WRITTEN PROBLEM =>
List each line of the data that holds the word "with".

DATA PROVIDED =>

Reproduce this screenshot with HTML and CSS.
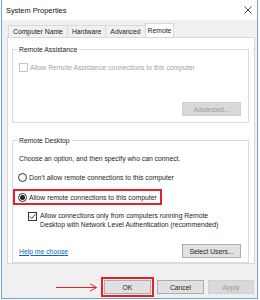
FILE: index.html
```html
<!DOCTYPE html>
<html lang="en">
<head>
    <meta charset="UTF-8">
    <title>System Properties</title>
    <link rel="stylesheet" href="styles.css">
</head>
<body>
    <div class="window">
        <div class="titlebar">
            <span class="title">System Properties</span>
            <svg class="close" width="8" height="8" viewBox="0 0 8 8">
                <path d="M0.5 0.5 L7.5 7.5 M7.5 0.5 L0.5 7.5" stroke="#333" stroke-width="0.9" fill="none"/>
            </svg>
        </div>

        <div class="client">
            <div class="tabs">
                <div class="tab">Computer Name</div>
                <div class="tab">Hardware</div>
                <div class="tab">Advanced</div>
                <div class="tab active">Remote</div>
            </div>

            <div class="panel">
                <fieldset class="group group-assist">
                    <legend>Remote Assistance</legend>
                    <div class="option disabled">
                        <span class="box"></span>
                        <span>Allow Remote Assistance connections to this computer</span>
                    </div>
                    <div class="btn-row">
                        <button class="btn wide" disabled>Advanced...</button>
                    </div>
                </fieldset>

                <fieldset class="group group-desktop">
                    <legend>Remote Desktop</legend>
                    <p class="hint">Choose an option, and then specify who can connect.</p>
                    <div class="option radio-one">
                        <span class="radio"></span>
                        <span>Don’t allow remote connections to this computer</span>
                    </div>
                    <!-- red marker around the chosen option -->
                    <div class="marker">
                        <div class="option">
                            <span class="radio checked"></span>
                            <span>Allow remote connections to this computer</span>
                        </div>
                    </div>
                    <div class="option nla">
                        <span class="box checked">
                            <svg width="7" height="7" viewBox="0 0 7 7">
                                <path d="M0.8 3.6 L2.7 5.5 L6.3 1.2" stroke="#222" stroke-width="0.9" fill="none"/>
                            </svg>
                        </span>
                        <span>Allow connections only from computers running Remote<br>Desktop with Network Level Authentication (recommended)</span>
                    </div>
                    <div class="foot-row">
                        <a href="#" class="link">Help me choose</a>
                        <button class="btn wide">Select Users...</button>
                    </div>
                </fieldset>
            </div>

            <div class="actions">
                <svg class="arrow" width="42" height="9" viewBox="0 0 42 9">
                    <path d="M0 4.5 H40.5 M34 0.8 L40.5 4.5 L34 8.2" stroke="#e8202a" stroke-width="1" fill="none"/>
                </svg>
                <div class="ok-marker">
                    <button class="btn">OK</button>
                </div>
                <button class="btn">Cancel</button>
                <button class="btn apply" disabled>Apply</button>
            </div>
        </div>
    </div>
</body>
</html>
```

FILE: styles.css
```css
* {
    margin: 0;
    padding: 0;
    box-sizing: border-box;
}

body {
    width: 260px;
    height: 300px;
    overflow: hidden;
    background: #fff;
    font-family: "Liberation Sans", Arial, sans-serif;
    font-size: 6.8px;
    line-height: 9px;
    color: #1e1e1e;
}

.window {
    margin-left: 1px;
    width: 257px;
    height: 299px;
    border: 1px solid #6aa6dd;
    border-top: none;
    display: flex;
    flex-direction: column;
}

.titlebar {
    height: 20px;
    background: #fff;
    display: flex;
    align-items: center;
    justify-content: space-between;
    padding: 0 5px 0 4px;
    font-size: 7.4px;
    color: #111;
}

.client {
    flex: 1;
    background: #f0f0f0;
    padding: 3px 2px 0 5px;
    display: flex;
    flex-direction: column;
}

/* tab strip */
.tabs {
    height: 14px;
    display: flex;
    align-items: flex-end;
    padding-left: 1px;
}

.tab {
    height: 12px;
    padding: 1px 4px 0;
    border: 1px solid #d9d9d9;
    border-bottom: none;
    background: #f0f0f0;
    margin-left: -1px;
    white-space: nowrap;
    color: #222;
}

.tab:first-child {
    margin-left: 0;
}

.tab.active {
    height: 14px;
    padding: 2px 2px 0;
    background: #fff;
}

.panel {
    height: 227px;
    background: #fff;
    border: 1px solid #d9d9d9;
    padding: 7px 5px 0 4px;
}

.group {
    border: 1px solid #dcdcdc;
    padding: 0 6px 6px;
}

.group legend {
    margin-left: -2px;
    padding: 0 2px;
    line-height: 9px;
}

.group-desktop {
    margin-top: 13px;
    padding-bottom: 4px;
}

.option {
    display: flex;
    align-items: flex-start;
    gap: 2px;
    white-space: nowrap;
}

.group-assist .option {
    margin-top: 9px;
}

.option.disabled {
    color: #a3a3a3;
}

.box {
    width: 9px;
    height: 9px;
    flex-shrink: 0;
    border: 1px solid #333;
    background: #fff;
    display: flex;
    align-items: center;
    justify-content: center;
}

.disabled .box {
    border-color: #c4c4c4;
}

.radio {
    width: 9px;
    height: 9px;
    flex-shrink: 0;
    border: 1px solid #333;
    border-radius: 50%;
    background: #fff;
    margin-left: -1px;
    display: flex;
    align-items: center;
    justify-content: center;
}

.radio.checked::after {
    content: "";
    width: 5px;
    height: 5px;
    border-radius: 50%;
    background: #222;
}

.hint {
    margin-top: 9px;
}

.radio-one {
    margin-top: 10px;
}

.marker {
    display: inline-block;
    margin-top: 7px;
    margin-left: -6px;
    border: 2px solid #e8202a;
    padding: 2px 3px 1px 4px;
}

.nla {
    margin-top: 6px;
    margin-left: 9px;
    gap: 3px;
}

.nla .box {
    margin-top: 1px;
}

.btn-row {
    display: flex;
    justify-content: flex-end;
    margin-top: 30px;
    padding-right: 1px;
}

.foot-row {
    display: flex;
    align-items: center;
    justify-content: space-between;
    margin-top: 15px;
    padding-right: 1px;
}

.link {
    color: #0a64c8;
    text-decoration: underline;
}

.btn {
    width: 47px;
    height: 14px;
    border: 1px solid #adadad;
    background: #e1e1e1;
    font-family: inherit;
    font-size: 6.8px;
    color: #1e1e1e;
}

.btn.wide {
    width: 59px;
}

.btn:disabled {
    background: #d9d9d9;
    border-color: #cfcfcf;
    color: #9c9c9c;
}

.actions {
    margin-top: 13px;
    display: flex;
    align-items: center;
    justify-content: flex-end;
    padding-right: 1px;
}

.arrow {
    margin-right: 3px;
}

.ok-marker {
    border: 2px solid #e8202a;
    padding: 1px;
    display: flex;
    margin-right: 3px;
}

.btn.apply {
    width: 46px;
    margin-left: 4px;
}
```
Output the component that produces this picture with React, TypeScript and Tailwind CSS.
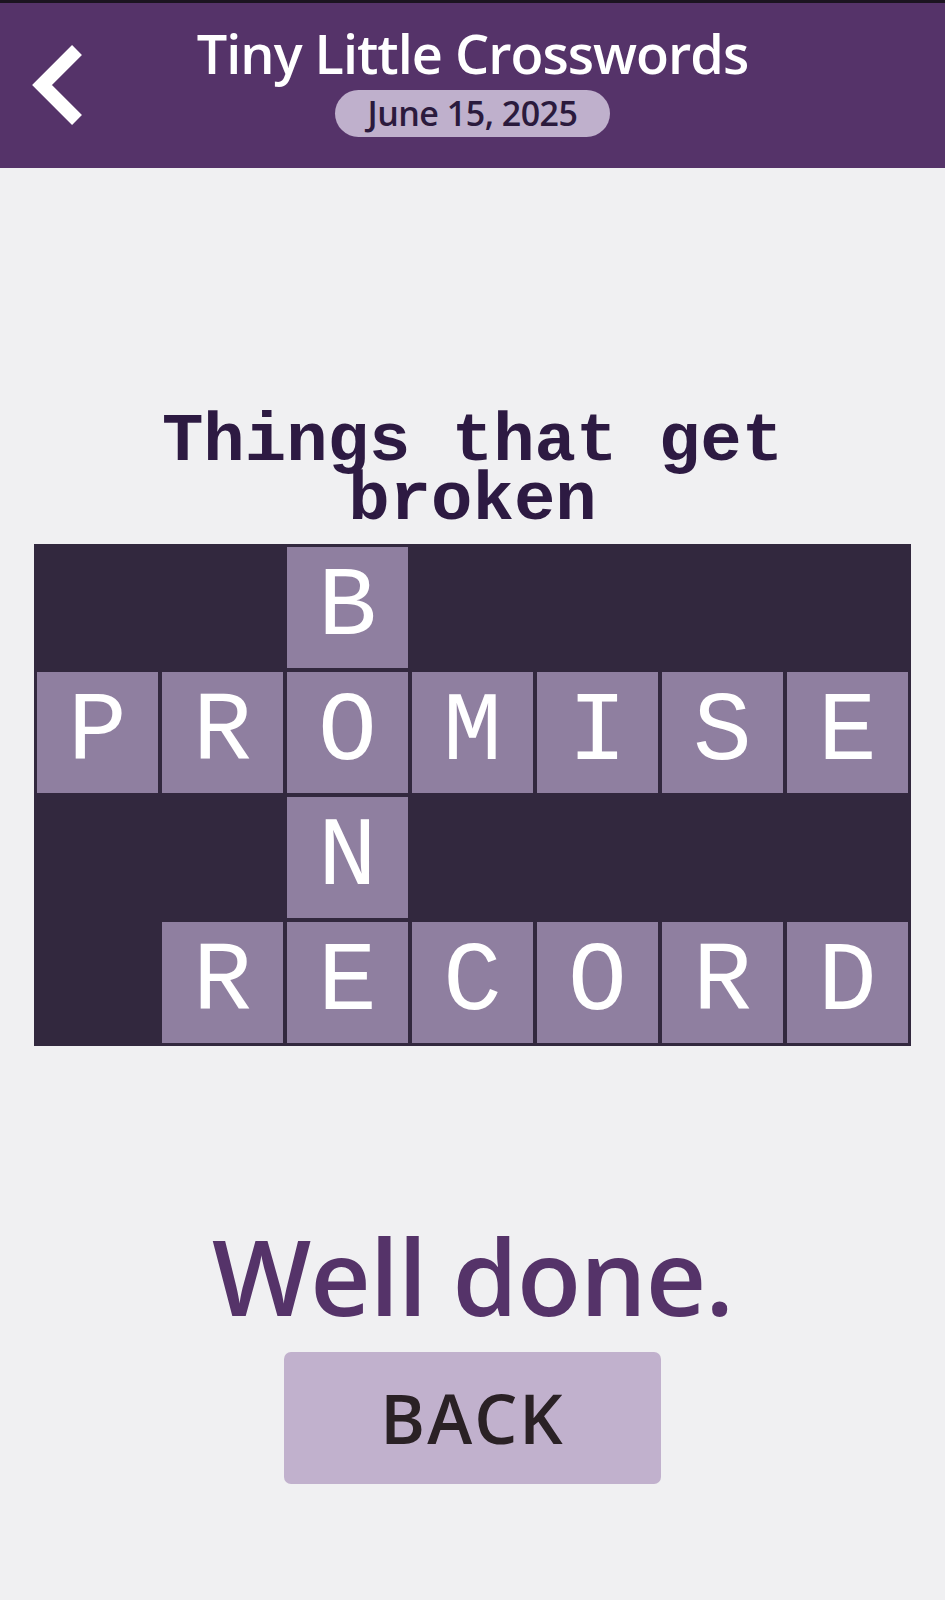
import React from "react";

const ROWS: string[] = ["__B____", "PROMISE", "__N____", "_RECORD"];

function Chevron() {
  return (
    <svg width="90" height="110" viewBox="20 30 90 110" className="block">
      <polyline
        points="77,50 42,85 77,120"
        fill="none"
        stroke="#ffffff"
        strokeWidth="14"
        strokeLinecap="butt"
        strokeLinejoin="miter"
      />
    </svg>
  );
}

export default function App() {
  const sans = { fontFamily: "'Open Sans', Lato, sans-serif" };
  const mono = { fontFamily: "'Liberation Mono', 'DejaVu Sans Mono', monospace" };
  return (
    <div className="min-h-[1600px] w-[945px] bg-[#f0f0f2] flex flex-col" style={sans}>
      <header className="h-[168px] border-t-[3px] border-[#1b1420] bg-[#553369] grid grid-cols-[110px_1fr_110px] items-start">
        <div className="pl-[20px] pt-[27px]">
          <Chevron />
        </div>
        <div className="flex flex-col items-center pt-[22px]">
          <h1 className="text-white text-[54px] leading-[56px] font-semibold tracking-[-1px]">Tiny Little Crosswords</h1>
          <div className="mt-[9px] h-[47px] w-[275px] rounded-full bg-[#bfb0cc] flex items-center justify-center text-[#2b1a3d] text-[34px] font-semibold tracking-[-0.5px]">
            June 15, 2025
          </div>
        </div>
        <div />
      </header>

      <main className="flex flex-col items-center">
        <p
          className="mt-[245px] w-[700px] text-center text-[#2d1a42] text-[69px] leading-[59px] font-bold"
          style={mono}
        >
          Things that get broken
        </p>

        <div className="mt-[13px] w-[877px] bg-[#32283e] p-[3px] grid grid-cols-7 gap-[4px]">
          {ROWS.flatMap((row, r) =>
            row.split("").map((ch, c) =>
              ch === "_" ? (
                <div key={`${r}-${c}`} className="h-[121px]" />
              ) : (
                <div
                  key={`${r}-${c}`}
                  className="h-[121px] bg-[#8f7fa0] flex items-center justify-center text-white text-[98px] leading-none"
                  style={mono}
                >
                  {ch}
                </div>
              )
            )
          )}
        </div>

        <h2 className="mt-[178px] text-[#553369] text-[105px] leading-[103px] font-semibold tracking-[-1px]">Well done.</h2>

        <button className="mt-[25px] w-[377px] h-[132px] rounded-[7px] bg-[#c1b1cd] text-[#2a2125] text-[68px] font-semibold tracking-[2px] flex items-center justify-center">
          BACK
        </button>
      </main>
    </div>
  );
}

RESULT OF THE TASK =>
Reproduce this screenshot with HTML and CSS.
                        <span>Allow connections only from computers running Remote<br>Desktop with Network Level Authentication (recommended)</span>
Output the component that produces this picture with React, TypeScript and Tailwind CSS.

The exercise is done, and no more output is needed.